For more accurate weight estimates, especially in high-performance applications, the weight calculation must account for the specific weight of each layer of glass fabric and the precise resin-to-glass ratio achieved. This involves calculating the weight of the dry fabric layers first, and then adding the proportional weight of the resin based on the anticipated percentage of resin content for the chosen layup technique. A more advanced calculation requires knowing the areal weight of the reinforcement fabric and the density of the cured resin to precisely determine the final cured laminate weight per unit area.
Weight Comparison to Common Building Materials
Fiberglass laminates offer significant weight advantages when compared to materials like steel and aluminum, which they often replace in marine, automotive, and construction projects. Standard Glass Fiber Reinforced Plastic (GFRP) has a bulk density around 112 pounds per cubic foot. This is considerably less than the 169 pounds per cubic foot for aluminum and the 490 pounds per cubic foot for steel.
This substantial difference means that fiberglass is approximately four times lighter than steel when comparing equal volumes of material. The true benefit of fiberglass is found in its strength-to-weight ratio, where it often outperforms both steel and aluminum. A fiberglass part designed to match the strength of a steel component can be engineered to weigh significantly less, which is a major advantage in applications where mass reduction is paramount, such as high-performance vehicles or large structural panels.
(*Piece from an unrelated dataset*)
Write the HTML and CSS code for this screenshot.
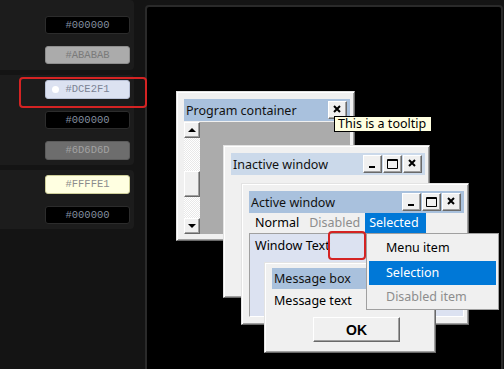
FILE: index.html
```html
<!DOCTYPE html>
<html lang="en">
<head>
    <title>Theme preview</title>
    <link rel="stylesheet" href="styles.css">
</head>
<body>

    <aside class="sidebar">
      <section class="card card-first">
        <div class="swatch swatch-dark">#000000</div>
        <div class="swatch swatch-grey">#ABABAB</div>
      </section>
      <section class="card">
        <div class="swatch swatch-blue"><span class="swatch-dot"></span>#DCE2F1</div>
        <div class="swatch swatch-dark">#000000</div>
        <div class="swatch swatch-mid">#6D6D6D</div>
      </section>
      <section class="card">
        <div class="swatch swatch-yellow">#FFFFE1</div>
        <div class="swatch swatch-dark">#000000</div>
      </section>
    </aside>

    <div class="mark mark-swatch"></div>

    <main class="preview">

      <div class="window program-window">
        <div class="title-bar">
          <span>Program container</span>
          <div class="title-buttons">
            <button class="title-button">
              <svg width="17" height="16" viewBox="0 0 17 16"><path d="M5 4 L11 10 M11 4 L5 10" stroke="#000" stroke-width="2"/></svg>
            </button>
          </div>
        </div>
        <div class="program-body">
          <div class="scrollbar">
            <div class="scroll-button"><span class="arrow-up"></span></div>
            <div class="scroll-track track-top"></div>
            <div class="scroll-thumb"></div>
            <div class="scroll-track"></div>
            <div class="scroll-button"><span class="arrow-down"></span></div>
          </div>
          <div class="program-area"></div>
        </div>
      </div>

      <div class="tooltip">This is a tooltip</div>

      <div class="window inactive-window">
        <div class="title-bar title-inactive">
          <span>Inactive window</span>
          <div class="title-buttons">
            <button class="title-button">
              <svg width="17" height="16" viewBox="0 0 17 16"><rect x="5" y="10" width="6" height="2" fill="#000"/></svg>
            </button>
            <button class="title-button">
              <svg width="17" height="16" viewBox="0 0 17 16"><path d="M3.5 3.5 H13.5 V12.5 H3.5 Z M3.5 4.5 H13.5" stroke="#000" stroke-width="1" fill="none"/></svg>
            </button>
            <button class="title-button">
              <svg width="17" height="16" viewBox="0 0 17 16"><path d="M5 4 L11 10 M11 4 L5 10" stroke="#000" stroke-width="2"/></svg>
            </button>
          </div>
        </div>
      </div>

      <div class="window active-window">
        <div class="title-bar">
          <span>Active window</span>
          <div class="title-buttons">
            <button class="title-button">
              <svg width="17" height="16" viewBox="0 0 17 16"><rect x="5" y="10" width="6" height="2" fill="#000"/></svg>
            </button>
            <button class="title-button">
              <svg width="17" height="16" viewBox="0 0 17 16"><path d="M3.5 3.5 H13.5 V12.5 H3.5 Z M3.5 4.5 H13.5" stroke="#000" stroke-width="1" fill="none"/></svg>
            </button>
            <button class="title-button">
              <svg width="17" height="16" viewBox="0 0 17 16"><path d="M5 4 L11 10 M11 4 L5 10" stroke="#000" stroke-width="2"/></svg>
            </button>
          </div>
        </div>
        <div class="menu-bar">
          <span class="menu-item">Normal</span>
          <span class="menu-item menu-disabled">Disabled</span>
          <span class="menu-item menu-selected">Selected</span>
        </div>
        <div class="client-area">Window Text</div>
      </div>

      <div class="window message-box">
        <div class="title-bar">
          <span>Message box</span>
        </div>
        <p class="message-text">Message text</p>
        <div class="message-actions">
          <button class="ok-button">OK</button>
        </div>
      </div>

      <div class="popup-menu">
        <div class="popup-item">Menu item</div>
        <div class="popup-item popup-selected">Selection</div>
        <div class="popup-item popup-disabled">Disabled item</div>
      </div>

      <div class="mark mark-text"></div>

    </main>

</body>
</html>
```

FILE: styles.css
```css
body {
  margin: 0;
  width: 504px;
  height: 369px;
  overflow: hidden;
  background-color: #141414;
  font-family: "Noto Sans", Arial, sans-serif;
  display: flex;
  position: relative;
}

/* Left colour list */
.sidebar {
  width: 145px;
  flex-shrink: 0;
  display: flex;
  flex-direction: column;
}

.card {
  width: 134px;
  box-sizing: border-box;
  background-color: #1c1c1c;
  border-radius: 0 4px 4px 0;
  padding: 5px 4px 5px 0;
  margin-top: 5px;
  display: flex;
  flex-direction: column;
  align-items: flex-end;
  gap: 12px;
}

.card-first {
  margin-top: 0;
  padding-top: 16px;
  padding-bottom: 6px;
}

.swatch {
  position: relative;
  width: 85px;
  height: 18px;
  box-sizing: border-box;
  border: 1px solid #2c2c2c;
  border-radius: 3px;
  font-family: "Liberation Mono", monospace;
  font-size: 10.5px;
  line-height: 16px;
  text-align: center;
}

.swatch-dark {
  background-color: #000000;
  color: #8590a0;
}

.swatch-grey {
  background-color: #ababab;
  border-color: #8e8e8e;
  color: #7a7a7a;
}

.swatch-blue {
  height: 19px;
  background-color: #dce2f1;
  border-color: #b9c1d6;
  color: #7b8394;
}

.swatch-mid {
  height: 19px;
  background-color: #6d6d6d;
  border-color: #5c5c5c;
  color: #a2a2a2;
}

.swatch-yellow {
  height: 19px;
  background-color: #ffffe1;
  border-color: #cfcf9a;
  color: #8c8c8c;
}

.swatch-dot {
  position: absolute;
  left: 6px;
  top: 5px;
  width: 7px;
  height: 7px;
  border-radius: 50%;
  background-color: #ffffff;
}

.mark {
  position: absolute;
  box-sizing: border-box;
  border: 2px solid #d42323;
  border-radius: 4px;
  z-index: 10;
}

.mark-swatch {
  left: 19px;
  top: 77px;
  width: 128px;
  height: 31px;
}

.mark-text {
  left: 181px;
  top: 224px;
  width: 38px;
  height: 29px;
}

/* Preview canvas */
.preview {
  position: relative;
  width: 358px;
  height: 380px;
  box-sizing: border-box;
  margin-top: 5px;
  border: 2px solid #2a2a2a;
  border-radius: 4px;
  background-color: #000000;
  font-size: 12.5px;
  color: #000000;
}

.window {
  position: absolute;
  box-sizing: border-box;
  background-color: #f0f0f0;
  border: 1px solid;
  border-color: #e3e3e3 #696969 #696969 #e3e3e3;
  box-shadow: inset 1px 1px #ffffff, inset -1px -1px #a0a0a0;
  padding: 7px 4px 4px 7px;
  display: flex;
  flex-direction: column;
}

.title-bar {
  height: 22px;
  flex-shrink: 0;
  background-color: #a9c1dd;
  display: flex;
  align-items: center;
  justify-content: space-between;
  padding: 0 3px 0 2px;
  color: #111111;
  font-size: 12.5px;
}

.title-inactive {
  background-color: #cbd9ea;
}

.title-buttons {
  display: flex;
  gap: 1px;
}

.title-button {
  width: 19px;
  height: 18px;
  padding: 0;
  box-sizing: border-box;
  background-color: #f0f0f0;
  border: 1px solid;
  border-color: #ffffff #696969 #696969 #ffffff;
  box-shadow: inset -1px -1px #a0a0a0;
  display: flex;
  align-items: flex-start;
  justify-content: flex-start;
}

.program-window {
  left: 29px;
  top: 84px;
  width: 179px;
  height: 150px;
}

.program-body {
  margin-top: 1px;
  height: 112px;
  display: flex;
}

.scrollbar {
  width: 16px;
  display: flex;
  flex-direction: column;
}

.scroll-button,
.scroll-thumb {
  box-sizing: border-box;
  background-color: #f0f0f0;
  border: 1px solid;
  border-color: #ffffff #696969 #696969 #ffffff;
  box-shadow: inset -1px -1px #a0a0a0;
}

.scroll-button {
  height: 16px;
  display: flex;
  align-items: center;
  justify-content: center;
}

.scroll-thumb {
  height: 26px;
}

.scroll-track {
  flex: 1;
  background-color: #f4f4f4;
  background-image: repeating-conic-gradient(#ffffff 0 25%, #e8e8e8 0 50%);
  background-size: 2px 2px;
}

.track-top {
  flex: none;
  height: 33px;
}

.arrow-up,
.arrow-down {
  width: 0;
  height: 0;
  border-left: 4px solid transparent;
  border-right: 4px solid transparent;
}

.arrow-up {
  border-bottom: 4px solid #000000;
}

.arrow-down {
  border-top: 4px solid #000000;
}

.program-area {
  flex: 1;
  background-color: #ababab;
}

.tooltip {
  position: absolute;
  left: 187px;
  top: 109px;
  width: 98px;
  height: 16px;
  box-sizing: border-box;
  background-color: #ffffe1;
  border: 1px solid #000000;
  padding-left: 3px;
  font-size: 12.5px;
  line-height: 14px;
  white-space: nowrap;
}

.inactive-window {
  left: 76px;
  top: 138px;
  width: 207px;
  height: 153px;
}

.active-window {
  left: 94px;
  top: 176px;
  width: 228px;
  height: 142px;
}

.menu-bar {
  height: 20px;
  display: flex;
  align-items: stretch;
  padding-left: 1px;
}

.menu-item {
  padding: 0 5px;
  line-height: 20px;
}

.menu-disabled {
  color: #8d8d8d;
}

.menu-selected {
  background-color: #0078d7;
  color: #ffffff;
  padding: 0 7px 0 4px;
}

.client-area {
  flex: 1;
  margin-bottom: 3px;
  background-color: #dce2f1;
  border: 1px solid;
  border-color: #a0a0a0 #ffffff #ffffff #a0a0a0;
  padding: 3px 5px;
}

.message-box {
  left: 117px;
  top: 255px;
  width: 172px;
  height: 91px;
  padding-top: 5px;
}

.message-box .title-bar {
  height: 21px;
}

.message-text {
  margin: 0;
  height: 24px;
  line-height: 24px;
  padding-left: 2px;
}

.message-actions {
  display: flex;
  justify-content: center;
  padding-left: 10px;
  padding-top: 4px;
}

.ok-button {
  width: 87px;
  height: 25px;
  box-sizing: border-box;
  background-color: #f0f0f0;
  border: 1px solid;
  border-color: #ffffff #696969 #696969 #ffffff;
  box-shadow: inset -1px -1px #a0a0a0;
  font-family: "Liberation Sans", Arial, sans-serif;
  font-size: 14px;
  font-weight: bold;
  color: #000000;
  padding: 0;
}

.popup-menu {
  position: absolute;
  left: 219px;
  top: 226px;
  width: 133px;
  height: 77px;
  box-sizing: border-box;
  background-color: #f0f0f0;
  border: 1px solid #a0a0a0;
  padding: 2px;
  display: flex;
  flex-direction: column;
}

.popup-item {
  height: 24px;
  line-height: 24px;
  padding-left: 17px;
}

.popup-selected {
  background-color: #0078d7;
  color: #ffffff;
  margin-top: 1px;
}

.popup-disabled {
  color: #8d8d8d;
}
```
The light weight combined with the material’s inherent resistance to corrosion makes fiberglass a preferred choice over metals in harsh environments like marine applications. Compared to wood, fiberglass offers more predictable and uniform mechanical properties, while also providing superior resistance to moisture and rot. The ability to achieve high strength at a much lower mass than traditional materials is what drives the continued adoption of fiberglass in diverse engineering fields.